EA Sports released a 47-second video on Friday announcing that Ronda Rousey would be on the cover of EA Sports UFC 2. The following day Rousey fought Holly Holm in UFC 193 where Rousey was knocked out fifty-nine seconds into the second round. It was her first defeat after twelve wins dating back to 2011. People are already talking about a UFC cover curse similar to the Madden cover curse.
Featuring female athletes on the covers of video game sports titles is starting to become a trend with EA Sports. FIFA 16, that came out earlier this year, featured Steph Catley, Christine Sinclair and Alex Morgan on the covers. Putting female athletes on the covers of sporting gaming titles is not new. Women have been featured on the covers of Olympic titles, such as Amanda Beard and Nastia Liukin on Sega’s Beijing 2008.
I played EA Sports UFC knowing that there were female athletes featured in the title. I like sport titles for the ability to play a simulated franchise or career. Since I like simulation games and games with stories, I especially like to create my own character and write my own story. I was hoping with the UFC title that I could create a female character and have her fight her way to the top of the UFC. Yet, there was no ability to create your own female character. You also could not play as a female character in career mode. I’m hoping that with the inclusion of a female athlete on the cover of UFC 2 that the ability to play female athletes in the game will be all inclusive as well. I personally would like to create Fallon Fox, a transgender female MMA fighter, and have her be able to compete in the UFC.
I actually have mixed feelings that Rousey is on the cover. I’m happy that we have some gender inclusion in sporting video game titles outside of Olympic titles. Rousey is perhaps one of the most well known female athletes and the most well known UFC athlete, male or female. Putting her on the cover for the UFC was an obvious choice. Yet, she has said some ignorant things about transgender athletes in the past when TMZ talked to her about Fallon Fox. She claimed that transgender athletes have an unfair advantage due to our bone structure being the same as a man’s bone structure. Eric Vilain, director of the Institute For Society And Genetics at UCLA who assisted the Association of Boxing Commissions in transgender athlete policy, disagreed with her in an interview with Time magazine.
Rousey’s performance, in and out of the octagon, is doing much for gender equality, even with her loss to Holm. I don’t think she is at the same level as Billie Jean King was during the early 1970s in respect to gender equality in sports.
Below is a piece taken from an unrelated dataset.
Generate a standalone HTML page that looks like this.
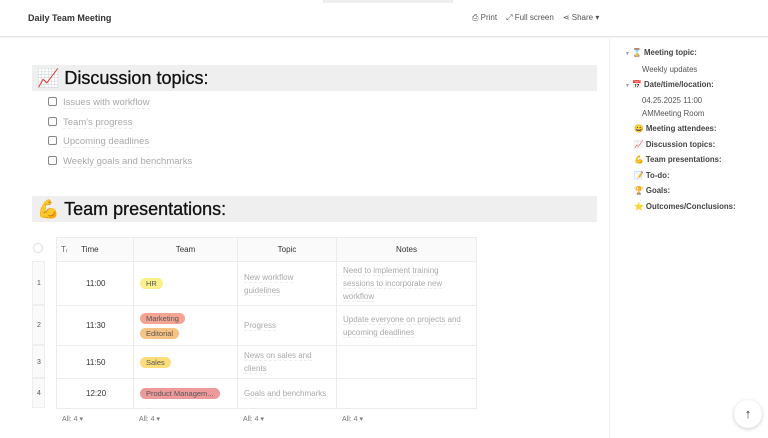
<!DOCTYPE html><html><head><meta charset="utf-8"><style>
*{box-sizing:border-box;margin:0;padding:0}
body{width:768px;height:438px;overflow:hidden;background:#fff;font-family:"Liberation Sans","Noto Sans CJK SC",sans-serif;color:#333;position:relative}
.hdr{position:absolute;left:0;top:0;width:768px;height:37px;border-bottom:1px solid #e2e2e2;box-shadow:0 1px 2px rgba(0,0,0,.05)}
.bar{position:absolute;left:323px;top:0;width:130px;height:3px;background:#eee}
.title{position:absolute;left:28px;top:13px;font-size:9px;font-weight:bold;color:#333}
.acts{position:absolute;left:472px;top:13px;font-size:8px;color:#555}
.acts span{margin-right:9px}
.side{position:absolute;left:609px;top:38px;width:159px;height:400px;border-left:1px solid #eee;font-size:7.8px;font-weight:bold;color:#444}
.side div{position:absolute;white-space:nowrap}
.side .n{font-weight:normal;color:#555}
.h{position:absolute;left:32px;width:565px;height:26px;background:#efefef;font-size:18px;color:#111;padding-left:5px;line-height:26px;-webkit-text-stroke:0.3px #111}
.cb{position:absolute;left:48px;font-size:9.5px;color:#aaa}
.cb i{display:inline-block;width:9px;height:9px;border:1.2px solid #888;border-radius:2px;margin-right:6px;vertical-align:-1px}
.cb u{text-decoration:none;border-bottom:1px dashed #ececec}
table{position:absolute;left:56px;top:237px;border-collapse:collapse;font-size:8px}
td,th{border:1px solid #ececec;vertical-align:middle}
th{height:24px;font-weight:normal;color:#333;background:#fafafa}
.g{color:#aaa;line-height:13px;padding:0 6px}
.g span{border-bottom:1px dashed #eee}
.tag{display:inline-block;border-radius:7px;padding:1px 6px;font-size:7.5px;color:#555;margin:2px 0}
.rn{position:absolute;left:32px;width:13px;font-size:7px;color:#555;background:#fafafa;border:1px solid #eee;padding-left:4px}
.ft{position:absolute;top:415px;font-size:7px;color:#777}
</style></head><body>
<div class="hdr"><div class="bar"></div><div class="title">Daily Team Meeting</div>
<div class="acts"><span>⎙ Print</span><span>⤢ Full screen</span><span>⋖ Share ▾</span></div></div>
<div class="side">
<div style="left:15px;top:10px"><span style="color:#999;font-size:5px">▼</span> ⌛ Meeting topic:</div>
<div class="n" style="left:32px;top:27px">Weekly updates</div>
<div style="left:15px;top:42px"><span style="color:#999;font-size:5px">▼</span> 📅 Date/time/location:</div>
<div class="n" style="left:32px;top:58px">04.25.2025 11:00</div>
<div class="n" style="left:32px;top:71px">AMMeeting Room</div>
<div style="left:24px;top:86px">😀 Meeting attendees:</div>
<div style="left:24px;top:102px">📈 Discussion topics:</div>
<div style="left:24px;top:117px">💪 Team presentations:</div>
<div style="left:24px;top:133px">📝 To-do:</div>
<div style="left:24px;top:148px">🏆 Goals:</div>
<div style="left:24px;top:164px">⭐ Outcomes/Conclusions:</div>
</div>
<div class="h" style="top:65px">📈 Discussion topics:</div>
<div class="cb" style="top:97px"><i></i><u>Issues with workflow</u></div>
<div class="cb" style="top:117px"><i></i><u>Team's progress</u></div>
<div class="cb" style="top:136px"><i></i><u>Upcoming deadlines</u></div>
<div class="cb" style="top:156px"><i></i><u>Weekly goals and benchmarks</u></div>
<div class="h" style="top:196px">💪 Team presentations:</div>
<div style="position:absolute;left:33px;top:243px;width:10px;height:10px;border:1px solid #ddd;border-radius:50%"></div>
<div class="rn" style="top:261px;height:44px;line-height:44px">1</div>
<div class="rn" style="top:305px;height:40px;line-height:40px">2</div>
<div class="rn" style="top:345px;height:33px;line-height:33px">3</div>
<div class="rn" style="top:378px;height:30px;line-height:30px">4</div>
<table>
<tr><th style="width:77px;text-align:left;padding-left:4px"><span style="color:#666">Tᵣ</span>&nbsp;&nbsp;&nbsp;&nbsp;&nbsp;&nbsp;Time</th><th style="width:104px">Team</th><th style="width:99px">Topic</th><th style="width:140px">Notes</th></tr>
<tr style="height:44px"><td style="padding-left:29px">11:00</td><td style="padding-left:6px"><span class="tag" style="background:#fbf08a">HR</span></td><td class="g"><span>New workflow</span><br><span>guidelines</span></td><td class="g"><span>Need to implement training</span><br><span>sessions to incorporate new</span><br><span>workflow</span></td></tr>
<tr style="height:40px"><td style="padding-left:29px">11:30</td><td style="padding-left:6px"><span class="tag" style="background:#f5a493">Marketing</span><br><span class="tag" style="background:#f8c283">Editorial</span></td><td class="g"><span>Progress</span></td><td class="g"><span>Update everyone on projects and</span><br><span>upcoming deadlines</span></td></tr>
<tr style="height:33px"><td style="padding-left:29px">11:50</td><td style="padding-left:6px"><span class="tag" style="background:#fbdd7a">Sales</span></td><td class="g"><span>News on sales and</span><br><span>clients</span></td><td></td></tr>
<tr style="height:30px"><td style="padding-left:29px">12:20</td><td style="padding-left:6px"><span class="tag" style="background:#ee9a9a">Product Managem...</span></td><td class="g"><span>Goals and benchmarks</span></td><td></td></tr>
</table>
<div class="ft" style="left:62px">All: 4 ▾</div>
<div class="ft" style="left:139px">All: 4 ▾</div>
<div class="ft" style="left:243px">All: 4 ▾</div>
<div class="ft" style="left:342px">All: 4 ▾</div>
<div style="position:absolute;left:734px;top:400px;width:28px;height:28px;border-radius:50%;background:#fff;box-shadow:0 1px 4px rgba(0,0,0,.2);text-align:center;line-height:28px;font-size:13px;color:#333">↑</div>
</body></html>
Yet, I do believe that Rousey is only helping out cisgender women and not helping out transgender women athletes. If anything her notability and fans agreeing with her opinions are actually hurting transgender athletes.
I don’t think I will see a transgender athlete included in a sporting game let alone on the cover of the game. As long as gaming titles give me the freedom to create characters that I want to play, I’ll be happy playing my own transgender athlete.